The observatory at Isfahan, under Malik Shah’s patronage, erected massive sextants and quadrants to measure the sun’s altitude at noon with unprecedented accuracy. These observations fed directly into the calendar’s leap-year rule. The method was inductive and empirical; tradition was discarded when it conflicted with measurement. This philosophy was later transmitted to Europe via translations and contacts in Iberia and Sicily, influencing the thinking that would eventually lead to the Gregorian reform under Pope Gregory XIII. The Jalali calendar demonstrated that a society could regulate time not with superstition, but with mathematics.

Enduring Influence on Modern Calendars

The immediate legacy of the Jalali reform is the modern Iranian calendar, also known as the Solar Hijri calendar, used in Iran and Afghanistan today. It reckons years from the Hijra (622 CE) but remains rigorously solar, with Nowruz at the equinox. Its accuracy is still among the highest of any official calendar in use. A study by the British Astronomical Association confirms that the 33-year intercalation cycle is superior to the Gregorian 400-year cycle. This modern continuation means that every year, hundreds of millions of people celebrate Nowruz at the precise astronomical moment, a direct echo of the Sassanian and Seljuk courts.

Beyond its direct descendants, the principles behind the Persian calendar—combining observational rigor with a simple civil structure—influenced calendar debates across the Islamic world and beyond.
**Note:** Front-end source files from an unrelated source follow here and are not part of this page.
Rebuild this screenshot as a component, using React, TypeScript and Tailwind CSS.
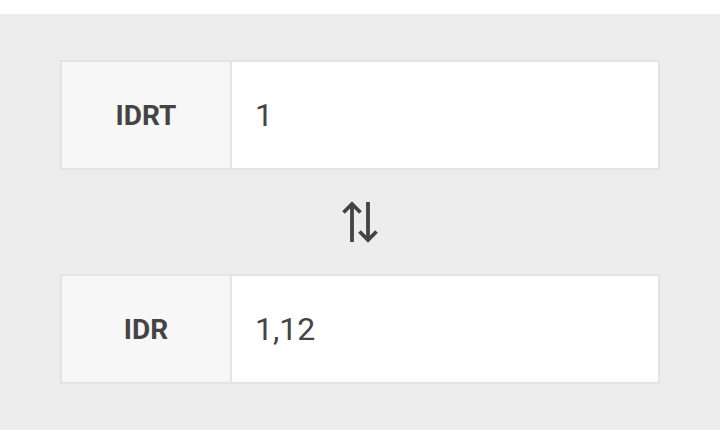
export default function App() {
  const rows = [
    { code: 'IDRT', value: '1' },
    { code: 'IDR', value: '1,12' },
  ];

  const Row = ({ code, value }: { code: string; value: string }) => (
    <div className="flex h-[110px] border-2 border-[#e4e4e4] bg-white">
      <div className="flex w-[168px] items-center justify-center bg-[#f7f7f7] pt-[2px] text-[28px] font-bold text-[#444]">
        {code}
      </div>
      <div className="flex flex-1 items-center border-l-2 border-[#e4e4e4] bg-white pl-[23px] text-[32px] text-[#444]">
        {value}
      </div>
    </div>
  );

  return (
    <div className="min-h-[436px] bg-white pt-[14px] font-['Roboto',sans-serif]">
      <div className="flex h-[416px] flex-col bg-[#ededed] px-[60px] pt-[46px]">
        <Row {...rows[0]} />
        <div className="flex h-[104px] items-center justify-center">
          <svg width="40" height="48" viewBox="0 0 40 48" fill="none" stroke="#444" strokeWidth="3.8">
            <path d="M12 6V44" />
            <path d="M3.5 14.5L12 6L20.5 14.5" />
            <path d="M28 4V42" />
            <path d="M19.5 33.5L28 42L36.5 33.5" />
          </svg>
        </div>
        <Row {...rows[1]} />
      </div>
    </div>
  );
}
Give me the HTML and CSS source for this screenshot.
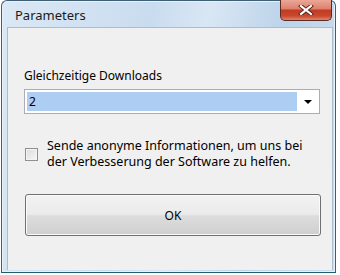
FILE: index.html
```html
<!DOCTYPE html>
<html lang="de">
<head>
<meta charset="UTF-8">
<title>Parameters</title>
<link rel="stylesheet" href="styles.css">
</head>
<body>
<div class="window">
  <div class="titlebar">
    <span class="title">Parameters</span>
    <button class="close" aria-label="Schließen">
      <svg width="16" height="10" viewBox="0 0 16 10">
        <path d="M3 1 L13 9 M13 1 L3 9" stroke="#5a1e16" stroke-width="4" stroke-linecap="square"/>
        <path d="M3 1 L13 9 M13 1 L3 9" stroke="#ffffff" stroke-width="2.2" stroke-linecap="square"/>
      </svg>
    </button>
  </div>
  <div class="client">
    <label class="label">Gleichzeitige Downloads</label>
    <div class="combo">
      <span class="combo-value">2</span>
      <span class="combo-arrow"></span>
    </div>
    <div class="check-row">
      <span class="checkbox"></span>
      <span class="check-text">Sende anonyme Informationen, um uns bei<br>der Verbesserung der Software zu helfen.</span>
    </div>
    <button class="ok">OK</button>
  </div>
</div>
</body>
</html>
```
FILE: styles.css
```css
body {
  margin: 0;
  background: #ffffff;
  font-family: "Noto Sans", "Open Sans", sans-serif;
  font-size: 12px;
  color: #000;
}

.window {
  width: 335px;
  height: 273px;
  margin: 0 0 0 1px;
  border: 1px solid #3f5f74;
  border-bottom-color: #1d5f6f;
  border-right-color: #2d6574;
  border-radius: 6px 6px 0 0;
  background: linear-gradient(100deg, #dbe8f5 0%, #c9dcef 40%, #d9e7f4 55%, #bcd3ea 75%, #cddff0 100%);
  display: flex;
  flex-direction: column;
  padding: 0 2px 2px 5px;
  box-sizing: border-box;
  box-shadow: inset 0 0 0 1px #e8f1fa;
}

.titlebar {
  height: 26px;
  display: flex;
  align-items: flex-start;
  justify-content: space-between;
}

.title {
  margin: 5px 0 0 8px;
  font-size: 13px;
  color: #1a1a1a;
}

.close {
  width: 52px;
  height: 21px;
  margin: -1px 1px 0 0;
  border: 1px solid #5b2a24;
  border-top: none;
  border-radius: 0 0 5px 5px;
  background: linear-gradient(#eba797 0%, #dc7f6b 45%, #c13a22 50%, #c9492f 80%, #e0866a 100%);
  display: flex;
  justify-content: center;
  align-items: center;
  padding: 0;
}

.client {
  flex: 1;
  background: #f0f0f0;
  border: 1px solid #a9bdd0;
  border-bottom: none;
  padding: 0 15px 0 16px;
  display: flex;
  flex-direction: column;
}

.label {
  margin-top: 40px;
  display: block;
  font-size: 12px;
  line-height: 16px;
}

.combo {
  margin-top: 5px;
  width: 296px;
  height: 25px;
  box-sizing: border-box;
  border: 1px solid #abadb3;
  background: #ffffff;
  display: flex;
  align-items: stretch;
  padding: 2px;
}

.combo-value {
  flex: 1;
  background: #aecdf3;
  line-height: 19px;
  padding-left: 2px;
}

.combo-arrow {
  width: 20px;
  position: relative;
}

.combo-arrow::after {
  content: "";
  position: absolute;
  left: 7px;
  top: 8px;
  border-left: 4px solid transparent;
  border-right: 4px solid transparent;
  border-top: 4px solid #000;
}

.check-row {
  margin-top: 24px;
  display: flex;
  align-items: flex-start;
  gap: 9px;
}

.checkbox {
  flex: none;
  width: 13px;
  height: 13px;
  margin-top: 10px;
  margin-left: 1px;
  box-sizing: border-box;
  border: 1px solid #8e8f8f;
  background: linear-gradient(135deg, #dcdcdc, #f6f6f6);
  box-shadow: inset 0 0 0 1px #f4f4f4;
}

.check-text {
  font-size: 12.5px;
  line-height: 16px;
  white-space: nowrap;
}

.ok {
  margin-top: 24px;
  margin-left: 1px;
  width: 296px;
  height: 42px;
  border: 1px solid #707070;
  border-radius: 3px;
  background: linear-gradient(#f2f2f2 0%, #ebebeb 48%, #dddddd 52%, #cfcfcf 100%);
  box-shadow: inset 0 0 0 1px #fbfbfb;
  font-family: inherit;
  font-size: 12px;
  color: #000;
}
```
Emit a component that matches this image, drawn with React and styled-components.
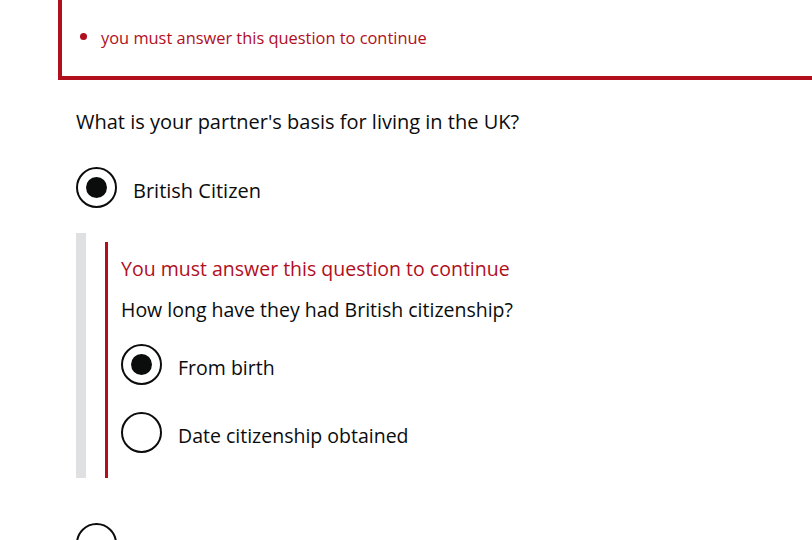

The Ottoman Empire, which initially used lunar and later fiscal solar calendars, drew on Persian models. Even the French Revolutionary Calendar, with its rational, nature-based month names, while decimal in timekeeping, shared an ideological kinship: the desire to align human timekeeping with the natural world rather than ancient political compromises. The Persian Solar Calendar remains a testament to a civilization’s ability to merge cosmic order with everyday life, leaving an imprint on timekeeping that few other systems have achieved.